As I was munching the hot crusty bread another coughing fit crept up on me. I immediately stood up and tried to clear my throat, banging my chest a few times. The coughing got worse. I could feel my face getting red with the effort. As vigorous as the coughing was, it wasn’t clearing my throat. My windpipe was getting narrower. Coughing led to dry retching, leaving little room for actual breathing. I felt my lips become numb. I staggered to the edge of the terrace, leaning over and sucking in hard, as if the space between the buildings might give me more air. I felt like I was about to pass out. I turned to look for Chloe, my mouth working like a fish.
She ignored me, chewing her breakfast and looking off into the shimmering heat. She had no idea. This one was bad, this time I was a goner, surely.
‘For Chrissakes get a hold of yourself, Alison,’ she said.
Chapter 22
I continued to cough and retch and struggle for breath, but it was no use. I wasn’t getting any air in before I was spluttering it out again. I fell to my knees and clawed at my throat. Without oxygen I knew I wouldn’t last much longer. So many times I’d cheated death but I couldn’t this time.
Chloe sighed.
As I lay bucking and heaving she daintily wiped the sides of her mouth with her napkin and then approached me. She squinted into my face and stuck two fingers against my windpipe, constricting what little breathing space I had left. She forcefully hooked her fingers in behind my collar bone and pressed down hard. She was going finish me off like a wounded animal she was putting out of its misery. I flapped my hands and tried to push her away.
‘Now breathe in. Slowly,’ she said in a bored voice. With her hands pushed so far into my neck I didn’t think I could breathe, in or out, but although my throat felt tighter, I found I could actually let air in without coughing.
‘Slowly,’ she said as if correcting a naughty child, ‘slowly.’

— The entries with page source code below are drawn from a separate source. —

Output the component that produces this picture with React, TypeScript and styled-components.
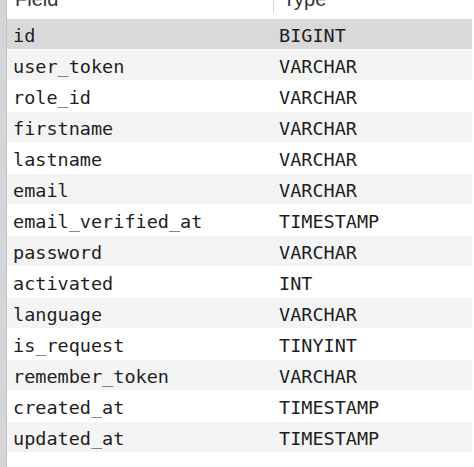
import React from "react";
import styled, { createGlobalStyle } from "styled-components";

const Global = createGlobalStyle`
  html, body { margin: 0; padding: 0; background: #ffffff; }
  body { overflow: hidden; }
`;

const Page = styled.div`
  display: flex;
  width: 474px;
  height: 467px;
  background: #ffffff;
  overflow: hidden;
`;

const SideStrip = styled.div`
  width: 6px;
  flex: none;
  background: #d6d6da;
  border-right: 1px solid #c4c4c8;
`;

const Table = styled.div`
  flex: 1;
  display: flex;
  flex-direction: column;
  padding-right: 2px;
`;

const Header = styled.div`
  display: grid;
  grid-template-columns: 266px 1fr;
  height: 18px;
  margin-bottom: 1px;
  overflow: hidden;
`;

const HeaderCell = styled.div<{ $sep?: boolean }>`
  font-family: "Liberation Sans", Arial, sans-serif;
  font-size: 20px;
  color: #333;
  line-height: 20px;
  margin-top: -11px;
  padding-left: ${(p) => (p.$sep ? "9px" : "8px")};
  border-left: ${(p) => (p.$sep ? "1px solid #d4d4d4" : "none")};
  height: 24px;
`;

const Rows = styled.div`
  display: flex;
  flex-direction: column;
  gap: 1px;
`;

const Row = styled.div<{ $selected?: boolean; $striped?: boolean }>`
  display: grid;
  grid-template-columns: 266px 1fr;
  height: 30px;
  align-items: center;
  background: ${(p) => (p.$selected ? "#d9d9d9" : p.$striped ? "#f4f4f4" : "#ffffff")};
`;

const Cell = styled.div`
  font-family: "DejaVu Sans Mono", Menlo, monospace;
  font-size: 18.5px;
  color: #1e1e1e;
  padding-left: 6px;
  white-space: nowrap;
  padding-top: 2px;
`;

const fields: [string, string][] = [
  ["id", "BIGINT"],
  ["user_token", "VARCHAR"],
  ["role_id", "VARCHAR"],
  ["firstname", "VARCHAR"],
  ["lastname", "VARCHAR"],
  ["email", "VARCHAR"],
  ["email_verified_at", "TIMESTAMP"],
  ["password", "VARCHAR"],
  ["activated", "INT"],
  ["language", "VARCHAR"],
  ["is_request", "TINYINT"],
  ["remember_token", "VARCHAR"],
  ["created_at", "TIMESTAMP"],
  ["updated_at", "TIMESTAMP"],
];

export default function App() {
  return (
    <>
      <Global />
      <Page>
        <SideStrip />
        <Table>
          <Header>
            <HeaderCell>Field</HeaderCell>
            <HeaderCell $sep>Type</HeaderCell>
          </Header>
          <Rows>
            {fields.map(([f, t], i) => (
              <Row key={f} $selected={i === 0} $striped={i % 2 === 1}>
                <Cell>{f}</Cell>
                <Cell>{t}</Cell>
              </Row>
            ))}
          </Rows>
        </Table>
      </Page>
    </>
  );
}
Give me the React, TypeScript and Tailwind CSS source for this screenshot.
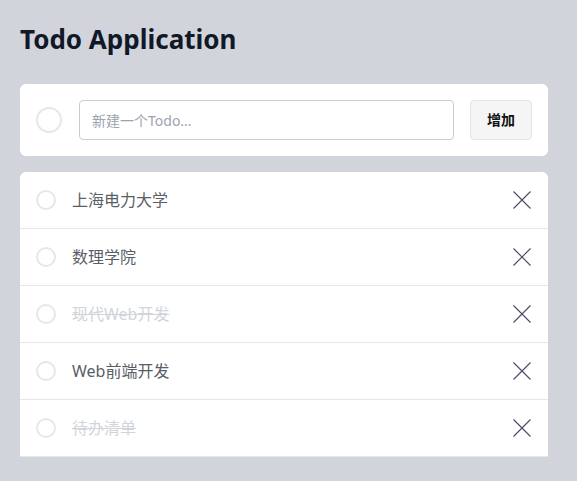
import React, { useState } from "react";

type Todo = { id: number; text: string; done: boolean };

const initialTodos: Todo[] = [
  { id: 1, text: "上海电力大学", done: false },
  { id: 2, text: "数理学院", done: false },
  { id: 3, text: "现代Web开发", done: true },
  { id: 4, text: "Web前端开发", done: false },
  { id: 5, text: "待办清单", done: true },
];

const CloseIcon: React.FC = () => (
  <svg width="18" height="18" viewBox="0 0 18 18" fill="none">
    <path d="M0.5 0.5 L17.5 17.5 M17.5 0.5 L0.5 17.5" stroke="#4a4a68" strokeWidth="1.1" />
  </svg>
);

const App: React.FC = () => {
  const [todos, setTodos] = useState<Todo[]>(initialTodos);
  const [text, setText] = useState("");

  const addTodo = () => {
    if (!text.trim()) return;
    setTodos([...todos, { id: Date.now(), text: text.trim(), done: false }]);
    setText("");
  };

  const toggle = (id: number) =>
    setTodos(todos.map((t) => (t.id === id ? { ...t, done: !t.done } : t)));

  const remove = (id: number) => setTodos(todos.filter((t) => t.id !== id));

  return (
    <div className="min-h-screen bg-[#d1d5db] px-5 pt-[22px] font-['Noto_Sans','Noto_Sans_CJK_SC',sans-serif]">
      <h1 className="text-[26px] font-bold leading-[34px] text-[#111827]">Todo Application</h1>

      {/* Input card */}
      <div className="mt-7 flex h-[72px] w-[528px] items-center rounded-md bg-white pl-4 pr-4">
        <div className="h-[26px] w-[26px] shrink-0 rounded-full border-2 border-[#e5e7eb]" />
        <input
          value={text}
          onChange={(e) => setText(e.target.value)}
          placeholder="新建一个Todo..."
          className="ml-[17px] h-10 w-[375px] rounded border border-[#cccccc] px-3 text-sm text-[#374151] placeholder:text-[#9ca3af] focus:outline-none"
        />
        <button
          onClick={addTodo}
          className="ml-4 h-10 w-[62px] rounded border border-[#e5e5e5] bg-[#f5f5f5] text-sm font-bold text-[#111]"
        >
          增加
        </button>
      </div>

      {/* Todo list */}
      <div className="mt-4 w-[528px] overflow-hidden rounded-t-md bg-white">
        {todos.map((todo) => (
          <div
            key={todo.id}
            className="flex h-[57px] items-center border-b border-[#e5e7eb] pl-4 pr-4"
          >
            <button
              onClick={() => toggle(todo.id)}
              className="h-5 w-5 shrink-0 rounded-full border-2 border-[#e5e7eb]"
            />
            <span
              className={`ml-4 flex-1 text-base ${
                todo.done ? "text-[#d1d5db] line-through" : "text-[#5a5e66]"
              }`}
            >
              {todo.text}
            </span>
            <button onClick={() => remove(todo.id)} className="mr-px">
              <CloseIcon />
            </button>
          </div>
        ))}
      </div>
    </div>
  );
};

export default App;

I had little choice but to do as I was told.
‘And out. Slowly.’
I exhaled, a long slow careful exhalation.
‘And in.’
I inhaled.
‘And out.’
I could breathe again. I gulped at the air.
Chloe held my eye.
‘Slowly.’
I found that if I followed her instructions exactly I could breathe. After a few minutes she released the pressure and removed her fingers from my neck. Panicking, I grabbed her hand. I could breathe without her but I wanted to keep a tight hold of her hand.
‘I thought I was going to die,’ I whispered carefully.
‘You were never gonna to die,’ she said, unimpressed. ‘Don’t be such a drama queen.’
‘No, honestly,’ I said, gaining confidence in my ability to breathe and speak at the same time, ‘this isn’t the first time it’s happened. I have a problem with choking.’
‘You have rebellious chee, is all,’ she said.
‘But what was that thing you did?’
‘It’s a neat trick I learned from my acupuncturist.’
‘Rebellious what?’
‘Chee, spelt ‘q’-‘’’. It’s energy, spirit.’
‘So that’s what it is, I’ve got a rebellious spirit?’
‘Yeah, well, you could say.’
‘Cool.’
Dear Lisa and Lauren, nearly choked to death again. Apparently I have rebellious qi! What am I like? Luckily my heiress friend is an expert in acupuncture and saved my life so I live to fight another day. Did the doctor ever get to the bottom of your candida infection?
*
Two weeks later Ewan phoned me again.
‘Alison!’ he exclaimed, delighted. ‘How the hell are you?’
I was surprised, but it was good to hear a Scottish voice. We chatted, he asked me how I was settling in with Chloe; I told him things were great. He asked about our Club Cubana night out.
‘Yeah, it was good,’ I said.
‘I spoke to your big brother again last night.’
‘Yeah?’
I hadn’t spoken to my family since my mum was so grumpy on the phone that night.
‘Charlie says I should take you out, show you the sights. What d’you think?’
I had been here nearly three weeks and I hadn’t seen anything. I needed to conserve money and it was cheaper to stay in the flat while Chloe did her art work.